In 2012, unemployment rates fell slightly over 2011 in the US and the UK, but in most of Europe they were worse and youth unemployment continues to hit new highs in most countries. Moreover, the most worrying development was that long-term unemployment has never been higher since the Great Depression. If you lose your job, your chances of getting another have never been so bad. Indeed, in the US, the average length of time without a job for those seeking one is at an all-time record high. The ‘reserve army of labour’ stays constantly large.

Just as I said this time last year, “since the trough of 2009, the major capitalist economies have generally failed to achieve even their former long-term average growth rates and some of them are still contracting.” By the end of 2012, several key capitalist economies had still not got back to their peaks prior to the crisis at end-2007, five years ago.

In last year’s post, I cited two key reasons why capitalism has not recovered ‘normally’ after the Great Recession of 2008-9. The first was that “the rate of profit in the largest and most important capitalist economy, the US, is still in its downward phase…Since US profitability peaked in 1997, that rate has not been surpassed… That has reduced the incentive of the productive sectors of capitalism (manufacturing, transport and services), at least in the advanced capitalist economies, to make new investments and employ more labour over the period since 1997 compared to the period 1982-97.”
That reason was further confirmed in 2012. Rates of profit in the major economies remain below the level reached in 2007, while the level of the mass of profit is still well below the previous peaks. In the US, in 2012, the rate of profit was broadly flat compared to 2011. And that is despite the continued rise in the mass of corporate profits to near record highs, depending of how you measure it.

The failure of profitability to return to previous levels has dampened any recovery in business investment, which is the key to sustained recovery. So, although labour ‘compensation’ as a share of GDP has fallen to a 50-year low to boost profits and increase inequality, there is still no move out of this Long Depression.
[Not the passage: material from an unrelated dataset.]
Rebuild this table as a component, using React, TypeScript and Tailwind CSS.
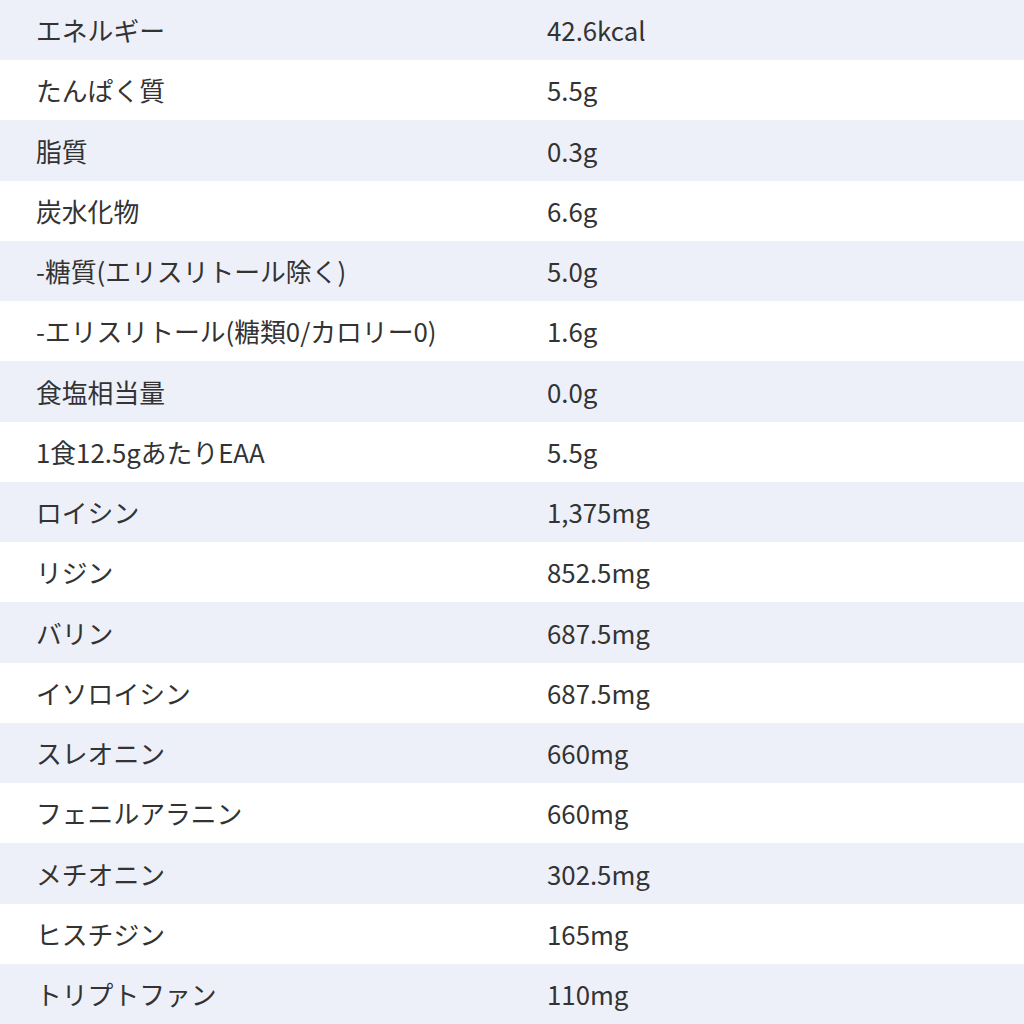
import React from "react";

const ROWS: [string, string][] = [
  ["エネルギー", "42.6kcal"],
  ["たんぱく質", "5.5g"],
  ["脂質", "0.3g"],
  ["炭水化物", "6.6g"],
  ["-糖質(エリスリトール除く)", "5.0g"],
  ["-エリスリトール(糖類0/カロリー0)", "1.6g"],
  ["食塩相当量", "0.0g"],
  ["1食12.5gあたりEAA", "5.5g"],
  ["ロイシン", "1,375mg"],
  ["リジン", "852.5mg"],
  ["バリン", "687.5mg"],
  ["イソロイシン", "687.5mg"],
  ["スレオニン", "660mg"],
  ["フェニルアラニン", "660mg"],
  ["メチオニン", "302.5mg"],
  ["ヒスチジン", "165mg"],
  ["トリプトファン", "110mg"],
];

export default function App() {
  return (
    <div className="w-[1024px] bg-white font-['Noto_Sans_CJK_JP','Noto_Sans',sans-serif] text-[25.8px] text-[#333333]">
      {ROWS.map(([label, value], idx) => (
        <div
          key={label}
          className={
            idx % 2 === 0
              ? "grid grid-cols-2 h-[60.24px] items-center bg-[#eef0f9]"
              : "grid grid-cols-2 h-[60.24px] items-center bg-white"
          }
        >
          <div className="pl-[36px] leading-none">{label}</div>
          <div className="pl-[35px] leading-none">{value}</div>
        </div>
      ))}
    </div>
  );
}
I had expected the US rate of profit to fall in 2012. Instead it has stagnated mainly because of this extraordinary rise in the rate of exploitation. But here is a forecast (!). This is unlikely to continue in 2013. Already US corporate profit growth is slowing. Raising the rate of exploitation will not be sufficient to support profitability in 2013. The US rate of profit will fall in the coming year.
I repeat what I said about 2012, “that does not mean a new economic slump (yet)”. I argued that “the history of US capitalism since 1945 suggests that, as the corporate rate of profit falls, eventually the overall mass of profit will peak and fall back. But it can take a lag of some three years or so. That suggests a new crisis of production in the US around 2014 onwards – but not yet.” That’s my key forecast again (help!).

The experience of 2012 confirmed my view that capitalism is really in a long depression similar to that of the 1880s and 1890s that is different from the ‘normal’ cycle of slump and recovery experienced say in the crisis period of 1965-82 or in the ‘boom’ period of so-called neo-liberalism of 1982-97.  I expect 2013 to do the same.
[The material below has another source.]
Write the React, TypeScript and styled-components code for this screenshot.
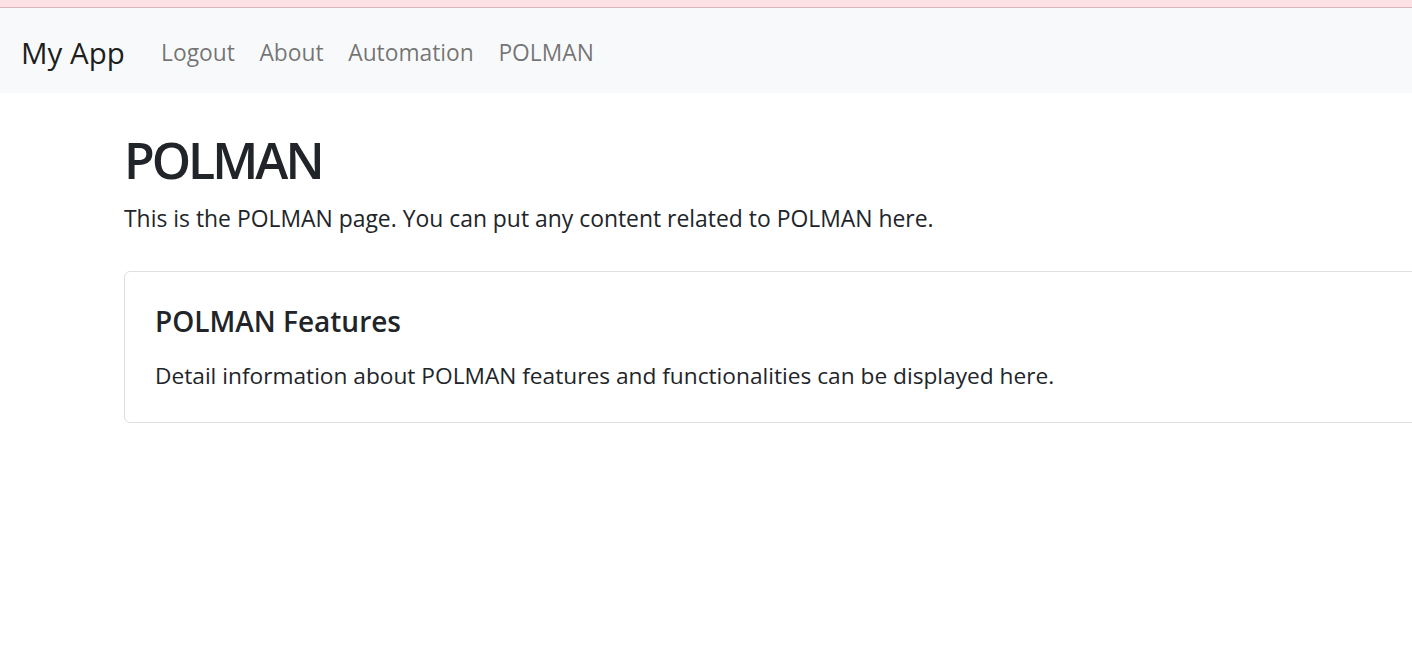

The other major reason for the continued depression “is to be found in the proximate cause of the Great Recession, namely the huge rise in debt or credit (or what Marx called fictitious capital) that delayed the underlying crisis in capitalist production and stimulated the unprecedented bubble in housing and property in the US and elsewhere.”

Some of this debt has been ‘deleveraged’ or liquidated over the last four years. In 2012, US household net wealth recovered in nominal terms (although in real terms, it is still well below that of 2007). The main reason was a reduction in debt (mortgage defaults) and a recovery in share prices (although that mainly benefits the rich).
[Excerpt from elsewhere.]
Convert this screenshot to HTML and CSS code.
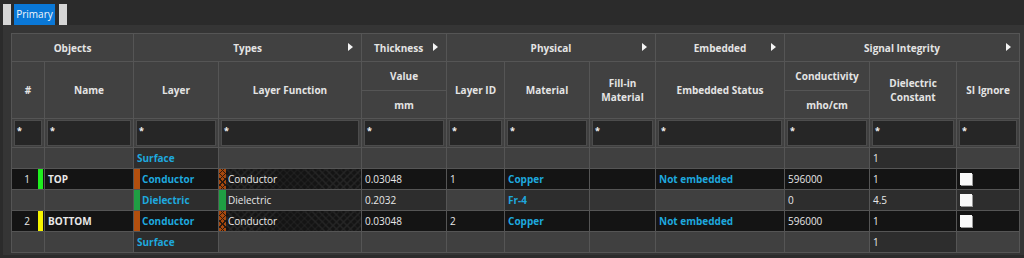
FILE: index.html
```html
<!DOCTYPE html>
<html>
<head>
<meta charset="utf-8">
<link rel="stylesheet" href="styles.css">
</head>
<body>
<div class="app">
  <div class="tabbar">
    <span class="stub"></span>
    <span class="tab">Primary</span>
    <span class="stub"></span>
  </div>
  <div class="panel">
    <table class="grid">
      <colgroup>
        <col style="width:33px"><col style="width:89px"><col style="width:85px"><col style="width:143px">
        <col style="width:85px"><col style="width:58px"><col style="width:85px"><col style="width:66px">
        <col style="width:129px"><col style="width:85px"><col style="width:87px"><col style="width:63px">
      </colgroup>
      <thead>
        <tr class="h1">
          <th colspan="2">Objects</th>
          <th colspan="2" class="exp">Types<i class="arrow"></i></th>
          <th class="exp left">Thickness<i class="arrow"></i></th>
          <th colspan="3" class="exp">Physical<i class="arrow"></i></th>
          <th class="exp">Embedded<i class="arrow"></i></th>
          <th colspan="3" class="exp">Signal Integrity<i class="arrow"></i></th>
        </tr>
        <tr class="h2">
          <th rowspan="2">#</th>
          <th rowspan="2">Name</th>
          <th rowspan="2">Layer</th>
          <th rowspan="2">Layer Function</th>
          <th class="top">Value</th>
          <th rowspan="2">Layer ID</th>
          <th rowspan="2">Material</th>
          <th rowspan="2">Fill-in<br>Material</th>
          <th rowspan="2">Embedded Status</th>
          <th class="top">Conductivity</th>
          <th rowspan="2">Dielectric<br>Constant</th>
          <th rowspan="2">SI Ignore</th>
        </tr>
        <tr class="h3">
          <th>mm</th>
          <th>mho/cm</th>
        </tr>
        <tr class="filter">
          <td><div class="fbox">*</div></td><td><div class="fbox">*</div></td><td><div class="fbox">*</div></td><td><div class="fbox">*</div></td>
          <td><div class="fbox">*</div></td><td><div class="fbox">*</div></td><td><div class="fbox">*</div></td><td><div class="fbox">*</div></td>
          <td><div class="fbox">*</div></td><td><div class="fbox">*</div></td><td><div class="fbox">*</div></td><td><div class="fbox">*</div></td>
        </tr>
      </thead>
      <tbody>
        <tr class="row">
          <td></td><td></td><td class="dk cyan">Surface</td><td></td>
          <td></td><td></td><td></td><td></td>
          <td></td><td></td><td class="dk">1</td><td></td>
        </tr>
        <tr class="row cond">
          <td class="num"><div class="numwrap"><span class="n">1</span><span class="bar green"></span></div></td>
          <td class="bold">TOP</td>
          <td class="cyan"><span class="lbar copper"></span>Conductor</td>
          <td class="hatch"><span class="fbar hcopper"></span>Conductor</td>
          <td>0.03048</td><td>1</td><td class="cyan">Copper</td><td></td>
          <td class="cyan">Not embedded</td><td>596000</td><td>1</td><td><span class="chk"></span></td>
        </tr>
        <tr class="row">
          <td></td><td></td>
          <td class="dk cyan"><span class="lbar diel"></span>Dielectric</td>
          <td class="dk"><span class="fbar diel"></span>Dielectric</td>
          <td class="dk">0.2032</td><td></td><td class="dk cyan">Fr-4</td><td class="mid"></td>
          <td></td><td class="dk">0</td><td class="dk">4.5</td><td class="dk"><span class="chk"></span></td>
        </tr>
        <tr class="row cond">
          <td class="num"><div class="numwrap"><span class="n">2</span><span class="bar yellow"></span></div></td>
          <td class="bold">BOTTOM</td>
          <td class="cyan"><span class="lbar copper"></span>Conductor</td>
          <td class="hatch"><span class="fbar hcopper"></span>Conductor</td>
          <td>0.03048</td><td>2</td><td class="cyan">Copper</td><td></td>
          <td class="cyan">Not embedded</td><td>596000</td><td>1</td><td><span class="chk"></span></td>
        </tr>
        <tr class="row">
          <td></td><td></td><td class="dk cyan">Surface</td><td></td>
          <td></td><td></td><td></td><td></td>
          <td></td><td></td><td class="dk">1</td><td></td>
        </tr>
      </tbody>
    </table>
  </div>
</div>
</body>
</html>
```

FILE: styles.css
```css
html, body {
  margin: 0;
  padding: 0;
  background: #2b2b2b;
  font-family: "Open Sans", "Noto Sans", "Liberation Sans", sans-serif;
  font-size: 10px;
  color: #e6e6e6;
}

.app {
  width: 1024px;
  height: 258px;
  overflow: hidden;
  display: flex;
  flex-direction: column;
}

.tabbar {
  height: 25px;
  display: flex;
  align-items: flex-start;
  gap: 3px;
  padding: 4px 0 0 3px;
  box-sizing: border-box;
}

.stub {
  width: 8px;
  height: 21px;
  background: #d6d6d6;
}

.tab {
  height: 21px;
  width: 41px;
  margin: 0 1px 0 0;
  background: #0a78d7;
  color: #f2f6fb;
  font-size: 10px;
  line-height: 20px;
  text-align: center;
}

.panel {
  flex: 1;
  margin-left: 3px;
  background: #353535;
  padding: 8px 2px 0 8px;
  border-bottom: 3px solid #2b2b2b;
}

.grid {
  table-layout: fixed;
  border-collapse: collapse;
  width: 1009px;
  background: #404040;
  border: 1px solid #555;
}

.grid th {
  position: relative;
  font-weight: 700;
  color: #e4e4e4;
  text-align: center;
  vertical-align: middle;
  border: 1px solid #555;
  padding: 0 2px;
  line-height: 14px;
  background: #414141;
}

.h1 th { height: 27px; }
.h2 th.top { height: 28px; }
.h3 th { height: 27px; }

.arrow {
  position: absolute;
  right: 8px;
  top: 9px;
  width: 0;
  height: 0;
  border-top: 4px solid transparent;
  border-bottom: 4px solid transparent;
  border-left: 5px solid #f4f4f4;
}

th.left { text-align: left; padding-left: 12px; }

.filter td {
  height: 26px;
  padding: 1px 2px;
  border: 1px solid #555;
  background: #404040;
}

.fbox {
  height: 26px;
  background: #262626;
  border: 1px solid #4c4c4c;
  box-sizing: border-box;
  color: #f0f0f0;
  font-size: 9px;
  font-weight: 700;
  line-height: 20px;
  padding-left: 2px;
}

.row td {
  height: 20px;
  padding: 0 3px;
  border: 1px solid #555;
  background: #404040;
  white-space: nowrap;
  overflow: hidden;
  color: #e8e8e8;
  line-height: 20px;
  position: relative;
}

.row td.dk { background: #2d2d2d; }
.row td.mid { background: #343434; }

.row.cond td {
  background: #141414;
}

.cyan { color: #1ea8de !important; font-weight: 700; }
.bold { font-weight: 700; color: #fafafa; }

.num { padding: 0 !important; }
.numwrap {
  display: flex;
  height: 20px;
}
.numwrap .n {
  flex: 1;
  text-align: center;
  padding-left: 4px;
}
.bar { width: 5px; height: 20px; margin-right: 1px; }
.green { background: #1fee1f; }
.yellow { background: #f5f500; }

.lbar, .fbar {
  display: inline-block;
  vertical-align: top;
  height: 20px;
  margin-left: -3px;
}
.lbar { width: 6px; margin-right: 2px; }
.fbar { width: 7px; margin-right: 2px; }
.copper { background: #b24f0e; }
.diel { background: #1f9e43; }

.hcopper {
  background-color: #a8480d;
  background-image:
    repeating-linear-gradient(45deg, transparent 0 3px, #2a1a10 3px 4px),
    repeating-linear-gradient(-45deg, transparent 0 3px, #2a1a10 3px 4px);
}

.row.cond td.hatch {
  background-color: #141414;
  background-image:
    repeating-linear-gradient(45deg, transparent 0 4px, #262626 4px 5px),
    repeating-linear-gradient(-45deg, transparent 0 4px, #262626 4px 5px);
}

.chk {
  display: inline-block;
  vertical-align: middle;
  width: 12px;
  height: 12px;
  background: #fafafa;
  box-shadow: 1px 1px 0 #9a9a9a;
  margin-top: -2px;
}
```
While private sector debt (corporate and household) as a share of GDP fell, public sector debt ratios rose again in 2012. Since peaking in 2007, US household debt to GDP has fallen 7%, corporate debt is static, but government debt to GDP has jumped 50%. Debt owed to foreigners has also risen, so overall debt has actually risen by 9%. So some deleveraging in the capitalist sector but none overall.
The big debate among mainstream economists in 2012 was whether the policy of austerity adopted in varying degrees by governments was working to cleanse the economy of debt, or instead was making things worse. I covered this question in many posts during 2012. Those governments that adopted more severe austerity saw their economies do generally worse than those that were a little less draconian. But it was marginal. What drove the likes of Spain or Japan in 2012 into slump was not policies of austerity. In the case of the former, fiscal cliffs have only just started to be employed. In the case of the latter, fiscal expansion not austerity is on the agenda of the new conservative government.

But austerity will not go away because it is a necessary part of capitalist economic policy, not just a mad ideological binge, as Keynesians like to argue. As I said, this time last year, “Any increase in government spending begins to encroach on the private sector’s ability to make profit, both through increased taxation and also through competing with the private sector in various areas of investment. Of course, pro-capitalist governments bend over backwards to reduce that burden through cutting corporate taxes (and shifting the burden of taxation onto households and onto any spending by households). …But even so, over the long term, if government debt keeps rising or does not fall, it will become an albatross around the capitalist sector, reducing its ability or willingness to invest.  That is why debt matters, contrary to the view of the Keynesians, who see government spending (through borrowing or not) as the way out of recession.  “

To sum up, in 2013, economic growth in the major economies is likely to be much the same as in 2012 – pretty weak and below long-term averages. But 2013 is not likely to see a return of a big slump in capitalism. I do not expect the US to grow faster than in 2012 and Europe and Japan will struggle to grow at all. The key emerging economies may do a little better than in 2012, as China’s state-directed economy under new leaders invests more. But on the whole, it will be another poor year.  It’s going to take another nasty slump to get capital (both real and fictitious) looking ‘mean and lean’.  So the Long Depression will enter its sixth year with no prospect of respite yet. We are in uncharted waters.